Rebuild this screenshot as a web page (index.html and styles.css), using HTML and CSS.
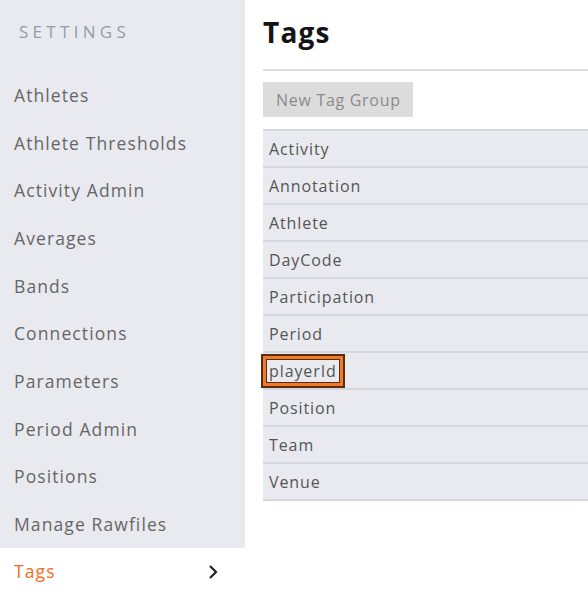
FILE: index.html
```html
<!DOCTYPE html>
<html>
<head>
<meta charset="utf-8">
<link rel="stylesheet" href="styles.css">
</head>
<body>
<div class="app">
  <nav class="sidebar">
    <div class="side-title">SETTINGS</div>
    <ul class="menu">
      <li class="item">Athletes</li>
      <li class="item">Athlete Thresholds</li>
      <li class="item">Activity Admin</li>
      <li class="item">Averages</li>
      <li class="item">Bands</li>
      <li class="item">Connections</li>
      <li class="item">Parameters</li>
      <li class="item">Period Admin</li>
      <li class="item">Positions</li>
      <li class="item">Manage Rawfiles</li>
      <li class="item active"><span>Tags</span>
        <svg class="chev" width="10" height="16" viewBox="0 0 10 16"><path d="M2 2 L8 8 L2 14" fill="none" stroke="#222" stroke-width="2.2"/></svg>
      </li>
    </ul>
  </nav>
  <main class="content">
    <h1 class="title">Tags</h1>
    <div class="rule"></div>
    <button class="btn">New Tag Group</button>
    <div class="table">
      <div class="row">Activity</div>
      <div class="row">Annotation</div>
      <div class="row">Athlete</div>
      <div class="row">DayCode</div>
      <div class="row">Participation</div>
      <div class="row">Period</div>
      <div class="row"><span class="focus">playerId</span></div>
      <div class="row">Position</div>
      <div class="row">Team</div>
      <div class="row">Venue</div>
    </div>
  </main>
</div>
</body>
</html>
```
FILE: styles.css
```css
* { box-sizing: border-box; }
html, body { margin: 0; padding: 0; background: #fff; }
body { font-family: "Open Sans", Lato, sans-serif; width: 588px; height: 594px; overflow: hidden; }
.app { display: flex; height: 594px; }
.sidebar { width: 245px; flex: none; background: #e9eaef; display: flex; flex-direction: column; }
.side-title { padding: 20px 0 0 19px; height: 71px; font-size: 17px; letter-spacing: 4.3px; color: #9a9ba0; }
.menu { list-style: none; margin: 0; padding: 0; display: flex; flex-direction: column; flex: 1; }
.item { height: 47.7px; flex: none; display: flex; align-items: center; padding-left: 14px; font-size: 17.5px; letter-spacing: 1.1px; color: #666; }
.item.active { background: #fff; color: #f26b21; justify-content: space-between; padding-right: 27px; flex: 1; align-items: flex-start; padding-top: 11px; }
.chev { margin-top: 5px; }
.content { flex: 1; padding-left: 18px; }
.title { margin: 0; padding-top: 13px; height: 69px; font-size: 28px; font-weight: 700; letter-spacing: 1.2px; color: #141414; }
.rule { height: 2px; background: #dcdde2; }
.btn { display: block; margin-top: 11px; height: 35px; padding: 0 12px 0 13px; border: 0; background: #dcdcdc; color: #8a8a8a; font-family: inherit; font-size: 16px; letter-spacing: 0.7px; }
.table { margin-top: 12px; border-top: 2px solid #d7d8dd; }
.row { height: 37px; background: #e9eaef; border-bottom: 2px solid #d7d8dd; display: flex; align-items: center; padding-left: 6px; font-size: 16px; letter-spacing: 0.9px; color: #555; }
.focus { box-shadow: 0 0 0 1px #5a2e0c, 0 0 0 4px #f07a2a, 0 0 0 6px #5a2e0c; padding: 0 2px; margin-left: -2px; line-height: 22px; }
```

*What is needed*: Give an exact reproduction of every line, leaving out any picture.

*Full solution*:
Rebuild this screenshot as a web page (index.html and styles.css), using HTML and CSS.
FILE: index.html
```html
<!DOCTYPE html>
<html>
<head>
<meta charset="utf-8">
<link rel="stylesheet" href="styles.css">
</head>
<body>
<div class="app">
  <nav class="sidebar">
    <div class="side-title">SETTINGS</div>
    <ul class="menu">
      <li class="item">Athletes</li>
      <li class="item">Athlete Thresholds</li>
      <li class="item">Activity Admin</li>
      <li class="item">Averages</li>
      <li class="item">Bands</li>
      <li class="item">Connections</li>
      <li class="item">Parameters</li>
      <li class="item">Period Admin</li>
      <li class="item">Positions</li>
      <li class="item">Manage Rawfiles</li>
      <li class="item active"><span>Tags</span>
        <svg class="chev" width="10" height="16" viewBox="0 0 10 16"><path d="M2 2 L8 8 L2 14" fill="none" stroke="#222" stroke-width="2.2"/></svg>
      </li>
    </ul>
  </nav>
  <main class="content">
    <h1 class="title">Tags</h1>
    <div class="rule"></div>
    <button class="btn">New Tag Group</button>
    <div class="table">
      <div class="row">Activity</div>
      <div class="row">Annotation</div>
      <div class="row">Athlete</div>
      <div class="row">DayCode</div>
      <div class="row">Participation</div>
      <div class="row">Period</div>
      <div class="row"><span class="focus">playerId</span></div>
      <div class="row">Position</div>
      <div class="row">Team</div>
      <div class="row">Venue</div>
    </div>
  </main>
</div>
</body>
</html>
```
FILE: styles.css
```css
* { box-sizing: border-box; }
html, body { margin: 0; padding: 0; background: #fff; }
body { font-family: "Open Sans", Lato, sans-serif; width: 588px; height: 594px; overflow: hidden; }
.app { display: flex; height: 594px; }
.sidebar { width: 245px; flex: none; background: #e9eaef; display: flex; flex-direction: column; }
.side-title { padding: 20px 0 0 19px; height: 71px; font-size: 17px; letter-spacing: 4.3px; color: #9a9ba0; }
.menu { list-style: none; margin: 0; padding: 0; display: flex; flex-direction: column; flex: 1; }
.item { height: 47.7px; flex: none; display: flex; align-items: center; padding-left: 14px; font-size: 17.5px; letter-spacing: 1.1px; color: #666; }
.item.active { background: #fff; color: #f26b21; justify-content: space-between; padding-right: 27px; flex: 1; align-items: flex-start; padding-top: 11px; }
.chev { margin-top: 5px; }
.content { flex: 1; padding-left: 18px; }
.title { margin: 0; padding-top: 13px; height: 69px; font-size: 28px; font-weight: 700; letter-spacing: 1.2px; color: #141414; }
.rule { height: 2px; background: #dcdde2; }
.btn { display: block; margin-top: 11px; height: 35px; padding: 0 12px 0 13px; border: 0; background: #dcdcdc; color: #8a8a8a; font-family: inherit; font-size: 16px; letter-spacing: 0.7px; }
.table { margin-top: 12px; border-top: 2px solid #d7d8dd; }
.row { height: 37px; background: #e9eaef; border-bottom: 2px solid #d7d8dd; display: flex; align-items: center; padding-left: 6px; font-size: 16px; letter-spacing: 0.9px; color: #555; }
.focus { box-shadow: 0 0 0 1px #5a2e0c, 0 0 0 4px #f07a2a, 0 0 0 6px #5a2e0c; padding: 0 2px; margin-left: -2px; line-height: 22px; }
```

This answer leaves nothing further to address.